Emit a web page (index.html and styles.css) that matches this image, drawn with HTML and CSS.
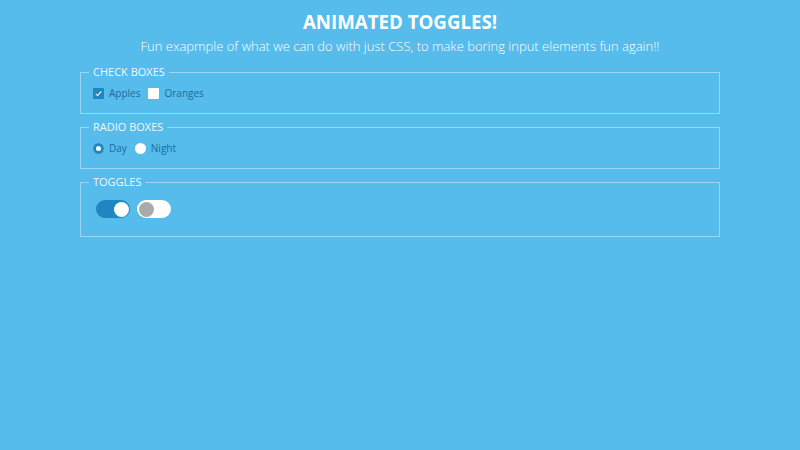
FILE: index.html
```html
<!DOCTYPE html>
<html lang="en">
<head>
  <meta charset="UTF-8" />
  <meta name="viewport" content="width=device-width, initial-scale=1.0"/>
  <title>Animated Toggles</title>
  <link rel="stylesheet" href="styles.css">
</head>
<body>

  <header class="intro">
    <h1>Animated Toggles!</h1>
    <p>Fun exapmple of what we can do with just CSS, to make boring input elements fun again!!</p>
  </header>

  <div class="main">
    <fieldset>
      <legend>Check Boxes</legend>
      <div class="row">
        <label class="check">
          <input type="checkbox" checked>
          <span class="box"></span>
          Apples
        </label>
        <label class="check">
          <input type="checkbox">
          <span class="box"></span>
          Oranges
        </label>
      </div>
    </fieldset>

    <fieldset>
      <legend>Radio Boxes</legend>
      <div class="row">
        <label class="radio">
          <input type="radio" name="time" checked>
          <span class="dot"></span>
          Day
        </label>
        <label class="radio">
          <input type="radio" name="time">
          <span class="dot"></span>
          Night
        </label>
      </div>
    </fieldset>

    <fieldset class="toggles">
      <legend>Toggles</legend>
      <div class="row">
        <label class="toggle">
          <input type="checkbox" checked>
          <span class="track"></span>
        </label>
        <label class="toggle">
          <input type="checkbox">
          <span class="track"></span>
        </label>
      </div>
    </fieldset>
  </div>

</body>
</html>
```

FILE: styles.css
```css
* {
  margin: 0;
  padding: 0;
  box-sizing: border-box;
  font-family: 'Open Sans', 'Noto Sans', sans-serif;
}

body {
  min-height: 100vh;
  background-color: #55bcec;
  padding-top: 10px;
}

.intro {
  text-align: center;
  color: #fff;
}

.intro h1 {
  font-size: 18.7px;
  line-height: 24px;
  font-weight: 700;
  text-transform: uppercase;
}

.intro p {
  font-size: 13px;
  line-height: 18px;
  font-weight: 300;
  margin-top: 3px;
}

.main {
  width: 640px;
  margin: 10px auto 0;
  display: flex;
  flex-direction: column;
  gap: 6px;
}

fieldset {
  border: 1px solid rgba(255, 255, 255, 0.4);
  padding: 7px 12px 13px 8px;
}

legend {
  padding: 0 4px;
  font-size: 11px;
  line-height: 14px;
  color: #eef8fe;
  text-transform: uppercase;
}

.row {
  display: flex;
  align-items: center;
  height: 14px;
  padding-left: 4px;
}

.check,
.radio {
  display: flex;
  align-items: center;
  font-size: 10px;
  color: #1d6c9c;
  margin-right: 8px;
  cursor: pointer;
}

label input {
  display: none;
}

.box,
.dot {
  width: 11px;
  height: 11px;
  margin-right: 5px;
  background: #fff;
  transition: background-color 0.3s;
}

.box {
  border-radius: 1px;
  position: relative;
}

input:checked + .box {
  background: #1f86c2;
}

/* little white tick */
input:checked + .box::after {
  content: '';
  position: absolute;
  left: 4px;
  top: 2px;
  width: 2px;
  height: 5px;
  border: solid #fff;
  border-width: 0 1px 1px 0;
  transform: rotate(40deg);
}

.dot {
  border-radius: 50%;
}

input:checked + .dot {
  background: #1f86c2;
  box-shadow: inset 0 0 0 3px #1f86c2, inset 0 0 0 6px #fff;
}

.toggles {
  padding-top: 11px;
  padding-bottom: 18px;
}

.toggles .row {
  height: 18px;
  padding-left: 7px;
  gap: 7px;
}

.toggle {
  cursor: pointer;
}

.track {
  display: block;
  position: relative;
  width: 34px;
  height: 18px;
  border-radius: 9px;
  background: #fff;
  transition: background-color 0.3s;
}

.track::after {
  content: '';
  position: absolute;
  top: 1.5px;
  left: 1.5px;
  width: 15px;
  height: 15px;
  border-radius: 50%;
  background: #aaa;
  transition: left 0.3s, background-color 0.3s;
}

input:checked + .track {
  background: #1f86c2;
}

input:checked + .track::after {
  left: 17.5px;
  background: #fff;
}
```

========================================

Repeat verbatim all the material, but not the pictures.

**Final answer**:
Emit a web page (index.html and styles.css) that matches this image, drawn with HTML and CSS.
FILE: index.html
```html
<!DOCTYPE html>
<html lang="en">
<head>
  <meta charset="UTF-8" />
  <meta name="viewport" content="width=device-width, initial-scale=1.0"/>
  <title>Animated Toggles</title>
  <link rel="stylesheet" href="styles.css">
</head>
<body>

  <header class="intro">
    <h1>Animated Toggles!</h1>
    <p>Fun exapmple of what we can do with just CSS, to make boring input elements fun again!!</p>
  </header>

  <div class="main">
    <fieldset>
      <legend>Check Boxes</legend>
      <div class="row">
        <label class="check">
          <input type="checkbox" checked>
          <span class="box"></span>
          Apples
        </label>
        <label class="check">
          <input type="checkbox">
          <span class="box"></span>
          Oranges
        </label>
      </div>
    </fieldset>

    <fieldset>
      <legend>Radio Boxes</legend>
      <div class="row">
        <label class="radio">
          <input type="radio" name="time" checked>
          <span class="dot"></span>
          Day
        </label>
        <label class="radio">
          <input type="radio" name="time">
          <span class="dot"></span>
          Night
        </label>
      </div>
    </fieldset>

    <fieldset class="toggles">
      <legend>Toggles</legend>
      <div class="row">
        <label class="toggle">
          <input type="checkbox" checked>
          <span class="track"></span>
        </label>
        <label class="toggle">
          <input type="checkbox">
          <span class="track"></span>
        </label>
      </div>
    </fieldset>
  </div>

</body>
</html>
```

FILE: styles.css
```css
* {
  margin: 0;
  padding: 0;
  box-sizing: border-box;
  font-family: 'Open Sans', 'Noto Sans', sans-serif;
}

body {
  min-height: 100vh;
  background-color: #55bcec;
  padding-top: 10px;
}

.intro {
  text-align: center;
  color: #fff;
}

.intro h1 {
  font-size: 18.7px;
  line-height: 24px;
  font-weight: 700;
  text-transform: uppercase;
}

.intro p {
  font-size: 13px;
  line-height: 18px;
  font-weight: 300;
  margin-top: 3px;
}

.main {
  width: 640px;
  margin: 10px auto 0;
  display: flex;
  flex-direction: column;
  gap: 6px;
}

fieldset {
  border: 1px solid rgba(255, 255, 255, 0.4);
  padding: 7px 12px 13px 8px;
}

legend {
  padding: 0 4px;
  font-size: 11px;
  line-height: 14px;
  color: #eef8fe;
  text-transform: uppercase;
}

.row {
  display: flex;
  align-items: center;
  height: 14px;
  padding-left: 4px;
}

.check,
.radio {
  display: flex;
  align-items: center;
  font-size: 10px;
  color: #1d6c9c;
  margin-right: 8px;
  cursor: pointer;
}

label input {
  display: none;
}

.box,
.dot {
  width: 11px;
  height: 11px;
  margin-right: 5px;
  background: #fff;
  transition: background-color 0.3s;
}

.box {
  border-radius: 1px;
  position: relative;
}

input:checked + .box {
  background: #1f86c2;
}

/* little white tick */
input:checked + .box::after {
  content: '';
  position: absolute;
  left: 4px;
  top: 2px;
  width: 2px;
  height: 5px;
  border: solid #fff;
  border-width: 0 1px 1px 0;
  transform: rotate(40deg);
}

.dot {
  border-radius: 50%;
}

input:checked + .dot {
  background: #1f86c2;
  box-shadow: inset 0 0 0 3px #1f86c2, inset 0 0 0 6px #fff;
}

.toggles {
  padding-top: 11px;
  padding-bottom: 18px;
}

.toggles .row {
  height: 18px;
  padding-left: 7px;
  gap: 7px;
}

.toggle {
  cursor: pointer;
}

.track {
  display: block;
  position: relative;
  width: 34px;
  height: 18px;
  border-radius: 9px;
  background: #fff;
  transition: background-color 0.3s;
}

.track::after {
  content: '';
  position: absolute;
  top: 1.5px;
  left: 1.5px;
  width: 15px;
  height: 15px;
  border-radius: 50%;
  background: #aaa;
  transition: left 0.3s, background-color 0.3s;
}

input:checked + .track {
  background: #1f86c2;
}

input:checked + .track::after {
  left: 17.5px;
  background: #fff;
}
```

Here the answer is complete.